Excerpted data
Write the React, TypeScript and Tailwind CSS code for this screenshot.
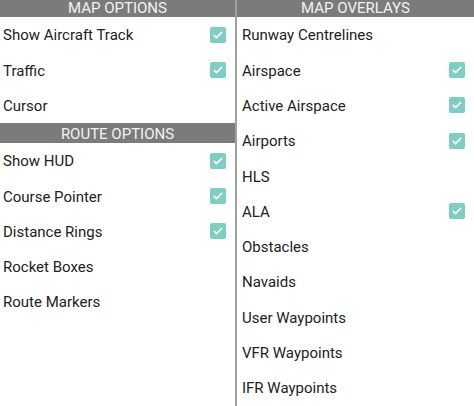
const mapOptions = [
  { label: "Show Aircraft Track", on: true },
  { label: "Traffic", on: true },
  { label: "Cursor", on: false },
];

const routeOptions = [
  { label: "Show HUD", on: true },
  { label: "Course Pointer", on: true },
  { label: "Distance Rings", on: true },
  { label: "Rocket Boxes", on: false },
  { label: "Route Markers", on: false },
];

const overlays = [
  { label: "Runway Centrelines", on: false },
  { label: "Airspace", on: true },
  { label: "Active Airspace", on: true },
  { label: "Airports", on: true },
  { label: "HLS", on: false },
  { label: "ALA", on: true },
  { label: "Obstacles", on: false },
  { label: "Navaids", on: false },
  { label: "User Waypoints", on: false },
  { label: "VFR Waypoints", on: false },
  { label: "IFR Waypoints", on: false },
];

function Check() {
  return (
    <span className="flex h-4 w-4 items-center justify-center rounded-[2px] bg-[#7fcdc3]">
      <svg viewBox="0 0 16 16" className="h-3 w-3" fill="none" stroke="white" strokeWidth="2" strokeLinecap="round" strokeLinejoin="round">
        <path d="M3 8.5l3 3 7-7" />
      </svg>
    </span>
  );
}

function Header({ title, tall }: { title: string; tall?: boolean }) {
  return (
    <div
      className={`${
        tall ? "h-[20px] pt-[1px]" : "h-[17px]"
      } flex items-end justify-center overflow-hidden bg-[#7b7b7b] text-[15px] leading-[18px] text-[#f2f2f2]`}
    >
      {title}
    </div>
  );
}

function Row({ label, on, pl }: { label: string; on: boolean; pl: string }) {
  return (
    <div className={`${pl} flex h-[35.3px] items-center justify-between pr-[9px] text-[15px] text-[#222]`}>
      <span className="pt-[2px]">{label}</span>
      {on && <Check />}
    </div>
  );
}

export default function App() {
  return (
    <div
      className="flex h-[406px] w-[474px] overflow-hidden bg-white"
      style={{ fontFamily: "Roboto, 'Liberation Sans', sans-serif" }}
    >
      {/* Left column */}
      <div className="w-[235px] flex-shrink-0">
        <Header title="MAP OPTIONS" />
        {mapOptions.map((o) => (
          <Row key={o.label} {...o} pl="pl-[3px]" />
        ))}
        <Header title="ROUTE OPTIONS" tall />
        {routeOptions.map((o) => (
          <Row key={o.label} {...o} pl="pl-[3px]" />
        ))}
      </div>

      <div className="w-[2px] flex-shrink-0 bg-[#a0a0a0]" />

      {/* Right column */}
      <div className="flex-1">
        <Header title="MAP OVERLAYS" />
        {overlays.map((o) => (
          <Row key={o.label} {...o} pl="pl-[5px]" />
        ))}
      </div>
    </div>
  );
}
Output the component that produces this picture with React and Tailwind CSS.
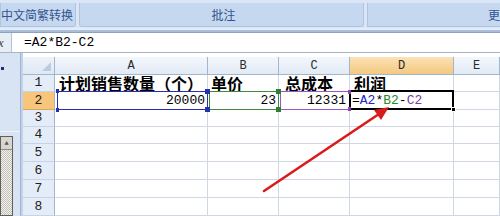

Instructions for the task
Copy the whole listing above word for word but do not carry over the pictures.

Response to the exercise
Write the React, TypeScript and Tailwind CSS code for this screenshot.
const mapOptions = [
  { label: "Show Aircraft Track", on: true },
  { label: "Traffic", on: true },
  { label: "Cursor", on: false },
];

const routeOptions = [
  { label: "Show HUD", on: true },
  { label: "Course Pointer", on: true },
  { label: "Distance Rings", on: true },
  { label: "Rocket Boxes", on: false },
  { label: "Route Markers", on: false },
];

const overlays = [
  { label: "Runway Centrelines", on: false },
  { label: "Airspace", on: true },
  { label: "Active Airspace", on: true },
  { label: "Airports", on: true },
  { label: "HLS", on: false },
  { label: "ALA", on: true },
  { label: "Obstacles", on: false },
  { label: "Navaids", on: false },
  { label: "User Waypoints", on: false },
  { label: "VFR Waypoints", on: false },
  { label: "IFR Waypoints", on: false },
];

function Check() {
  return (
    <span className="flex h-4 w-4 items-center justify-center rounded-[2px] bg-[#7fcdc3]">
      <svg viewBox="0 0 16 16" className="h-3 w-3" fill="none" stroke="white" strokeWidth="2" strokeLinecap="round" strokeLinejoin="round">
        <path d="M3 8.5l3 3 7-7" />
      </svg>
    </span>
  );
}

function Header({ title, tall }: { title: string; tall?: boolean }) {
  return (
    <div
      className={`${
        tall ? "h-[20px] pt-[1px]" : "h-[17px]"
      } flex items-end justify-center overflow-hidden bg-[#7b7b7b] text-[15px] leading-[18px] text-[#f2f2f2]`}
    >
      {title}
    </div>
  );
}

function Row({ label, on, pl }: { label: string; on: boolean; pl: string }) {
  return (
    <div className={`${pl} flex h-[35.3px] items-center justify-between pr-[9px] text-[15px] text-[#222]`}>
      <span className="pt-[2px]">{label}</span>
      {on && <Check />}
    </div>
  );
}

export default function App() {
  return (
    <div
      className="flex h-[406px] w-[474px] overflow-hidden bg-white"
      style={{ fontFamily: "Roboto, 'Liberation Sans', sans-serif" }}
    >
      {/* Left column */}
      <div className="w-[235px] flex-shrink-0">
        <Header title="MAP OPTIONS" />
        {mapOptions.map((o) => (
          <Row key={o.label} {...o} pl="pl-[3px]" />
        ))}
        <Header title="ROUTE OPTIONS" tall />
        {routeOptions.map((o) => (
          <Row key={o.label} {...o} pl="pl-[3px]" />
        ))}
      </div>

      <div className="w-[2px] flex-shrink-0 bg-[#a0a0a0]" />

      {/* Right column */}
      <div className="flex-1">
        <Header title="MAP OVERLAYS" />
        {overlays.map((o) => (
          <Row key={o.label} {...o} pl="pl-[5px]" />
        ))}
      </div>
    </div>
  );
}
Output the component that produces this picture with React and Tailwind CSS.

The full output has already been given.